After that, “Innocent and Vain” starts and ends with a pre-power electronics storm that makes for a rather prickly listening experience, with Nico singing about being a “savage violator that is innocent and vain” — really weird juxtaposition there. And then “Valley of the Kings” just proves what I said all along — Nico didn’t really need all that extra dressing any more than Nick Drake needed it. Not to discount the great stuff Cale brings to this album, of course…

Side two starts as another posthumous tribute, this time about the Baader-Meinhof gang, and just to think this album couldn’t be grimmer or odder with guitars being untuned, weird exotic percussion while Nico’s instrument is actually phased here. Except funny enough there’s an incongruously joyous bit of piano tacked on in the middle(!) And Nico tackling Jimbo’s “The End” is something else. Though of course nothing can ever touch the original, and of course Nico’s deadpan and drab delivery doesn’t even come close, but in this case it’s Cale’s arrangements that makes this version shine. And especially listen to the rockin’ bit at the song’s conclusion. Pure class.

Well the easy part’s over. The album ends with a version of the Nazi era German National Anthem. Seems like a very strange and shocking way to end an album.

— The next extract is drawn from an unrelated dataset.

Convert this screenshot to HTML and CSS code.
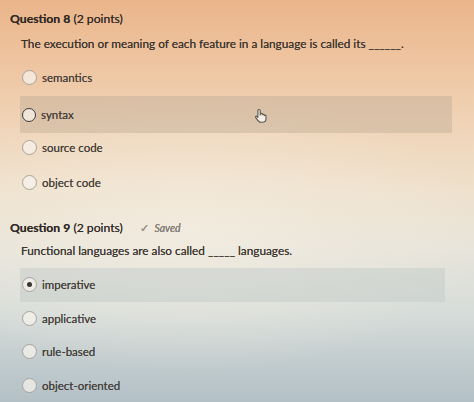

Nico herself would deny this track displayed any Nazi sympathies on her part, that she wanted to do something like Hendrix’s “Star Spangled Banner”. It seems far from that listening to it, starting with a discordant mess of harmonium, organ and viola, this version is musically comparatively soothing in spite of the rather arrogantly chauvinistic lyrics. But it does beg the question. Does listening to this song make you a Nazi? Does listening to Nazi music make you a Nazi even if you deny it? And of course this leads to the big question mark regarding Death In June and likeminded bands that are fetishistically attracted to that sort of thing.

In spite of that uncomfortable last track, I still think this is one of Nico’s best.